You can’t expand out of the PNW without agriculture, it’s a very specific set of conditions that allow a large-population HG culture to live there (or all of NAm would have been HG-only, with PNW-levels of culture, no?)
And critters attacking the sheep or raiding the orchards is also significantly detrimental to the new colony. Indigenous megafauna is going to be a significant problem whichever way you cut it.
I wonder if that average time figure includes the amount of time people spend going hungry during bad winters or dry seasons when there is no food to find. :eek:
ETA: though iiandyiiii raises an interesting point: knowing what we know now, would a low-intensity mode of agriculture work? One where you primarily rely on gathering nuts and fruit from perennials and “hunt” (more like round up) semi-feral livestock?
That’s sort of what I’m trying to get at – that we may not need to replicate the intensive, environment-altering agriculture of our past to thrive.

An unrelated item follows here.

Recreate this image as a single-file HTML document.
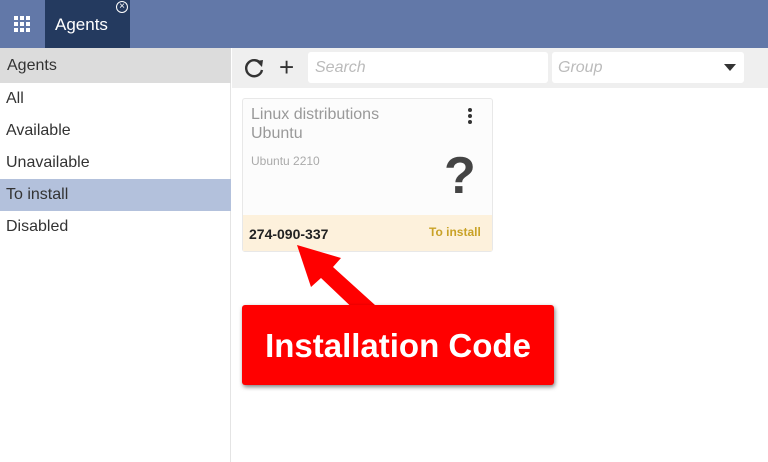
<!DOCTYPE html><html><head><style>
*{margin:0;padding:0;box-sizing:border-box}
body{width:768px;height:462px;overflow:hidden;background:#fff;font-family:"Liberation Sans",sans-serif;position:relative}
.a{position:absolute}
</style></head><body>
<div class="a" style="left:0;top:0;width:768px;height:48px;background:#6278a8"></div>
<div class="a" style="left:45px;top:0;width:85px;height:48px;background:#243a5f"></div>
<div class="a" style="left:55px;top:15px;color:#fff;font-size:17px">Agents</div>
<div class="a" style="left:116px;top:1px;width:12px;height:12px;border:1.5px solid #fff;border-radius:50%;color:#fff;font-size:10px;line-height:9px;text-align:center">×</div>
<svg class="a" style="left:14px;top:16px" width="17" height="17"><g fill="#fff"><rect x="0" y="0" width="4" height="4"/><rect x="6" y="0" width="4" height="4"/><rect x="12" y="0" width="4" height="4"/><rect x="0" y="6" width="4" height="4"/><rect x="6" y="6" width="4" height="4"/><rect x="12" y="6" width="4" height="4"/><rect x="0" y="12" width="4" height="4"/><rect x="6" y="12" width="4" height="4"/><rect x="12" y="12" width="4" height="4"/></g></svg>
<div class="a" style="left:0;top:48px;width:231px;height:414px;background:#fff;border-right:1px solid #e4e4e4"></div>
<div class="a" style="left:0;top:48px;width:231px;height:35px;background:#dcdcdc"></div>
<div class="a" style="left:7px;top:57px;font-size:16px;color:#333">Agents</div>
<div class="a" style="left:0;top:179px;width:231px;height:32px;background:#b3c1dc"></div>
<div class="a" style="left:6px;top:83px;font-size:16px;color:#333;line-height:32px">All<br>Available<br>Unavailable<br>To install<br>Disabled</div>
<div class="a" style="left:232px;top:48px;width:536px;height:40px;background:#efefef"></div>
<svg class="a" style="left:244px;top:57px" width="22" height="22" viewBox="0 0 22 22"><path d="M17 7A8 8 0 1 0 18 13" fill="none" stroke="#333" stroke-width="2.4"/><path d="M12 4L19 3L18 10Z" fill="#333"/></svg>
<div class="a" style="left:279px;top:54px;font-size:26px;color:#333;line-height:26px">+</div>
<div class="a" style="left:308px;top:52px;width:240px;height:31px;background:#fff;border-radius:3px"></div>
<div class="a" style="left:315px;top:59px;font-size:16px;color:#bbb;font-style:italic">Search</div>
<div class="a" style="left:552px;top:52px;width:192px;height:31px;background:#fff;border-radius:3px"></div>
<div class="a" style="left:558px;top:59px;font-size:16px;color:#bbb;font-style:italic">Group</div>
<svg class="a" style="left:724px;top:64px" width="12" height="8"><path d="M0 0H12L6 7Z" fill="#333"/></svg>
<div class="a" style="left:242px;top:98px;width:251px;height:154px;background:#fcfcfc;border:1px solid #e8e8e8;border-radius:3px"></div>
<div class="a" style="left:243px;top:215px;width:249px;height:36px;background:#fdf1dc"></div>
<div class="a" style="left:251px;top:105px;font-size:16px;color:#999;line-height:19px">Linux distributions<br>Ubuntu</div>
<div class="a" style="left:251px;top:154px;font-size:12px;color:#aaa">Ubuntu 2210</div>
<div class="a" style="left:468px;top:108px;width:4px;height:4px;background:#333;border-radius:2px;box-shadow:0 6px #333,0 12px #333"></div>
<div class="a" style="left:444px;top:150px;font-size:52px;font-weight:bold;color:#444;line-height:52px">?</div>
<div class="a" style="left:249px;top:226px;font-size:14px;font-weight:bold;color:#222">274-090-337</div>
<div class="a" style="left:429px;top:225px;font-size:12px;font-weight:bold;color:#c9a227">To install</div>
<svg class="a" style="left:0;top:0" width="768" height="462"><polygon points="297,245 341,258 333,267 375,305 361,316 321,278 311,287" fill="#f00"/></svg>
<div class="a" style="left:242px;top:305px;width:312px;height:80px;background:#f00;border-radius:3px;box-shadow:1px 2px 4px rgba(0,0,0,.5)"></div>
<div class="a" style="left:242px;top:327px;width:312px;text-align:center;font-size:33px;font-weight:bold;color:#fff">Installation Code</div>
</body></html>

If the goal is to keep the population very small, hunting and gathering might work. But if the goal is to expand the population over time, agriculture will be necessary. And either way, putting humans on this planet is going to alter the environment.
True, but our colonists would be starting out with a knowledge of what unbridled breeding can do; and how to avoid it- birth control, plus reducing infant mortality so one can be reasonably sure one’s 2+ children will survive. An interesting question: what would we limit the population to? I’d guess a billion or so as the number needed to support our current technology’s economy of scale, while not unduly burdening the planet. Probably the single most important thing our colonists should pass to their descendants would be that big does not equal infinite, and that you can hunt and fish the planet bare.
“Unbridled breeding”? There are only two thousand people on the entire (hypothetical) planet. A natural disaster, animal attack or infectious disease could practically wipe out the colony. We should be encouraging unbridled breeding. It will be many generations before birth control should even be allowed.
Only 19 generations to get to a population of a billion if you assume a doubling every generation (4 surviving children), about 4-500 years.
That seems unlikely; I doubt most people will have four or more children (given the limited resources) and there will be deaths due to epidemics, disasters and so forth.
Again, I must ask, are you going to re-introduce infanticide?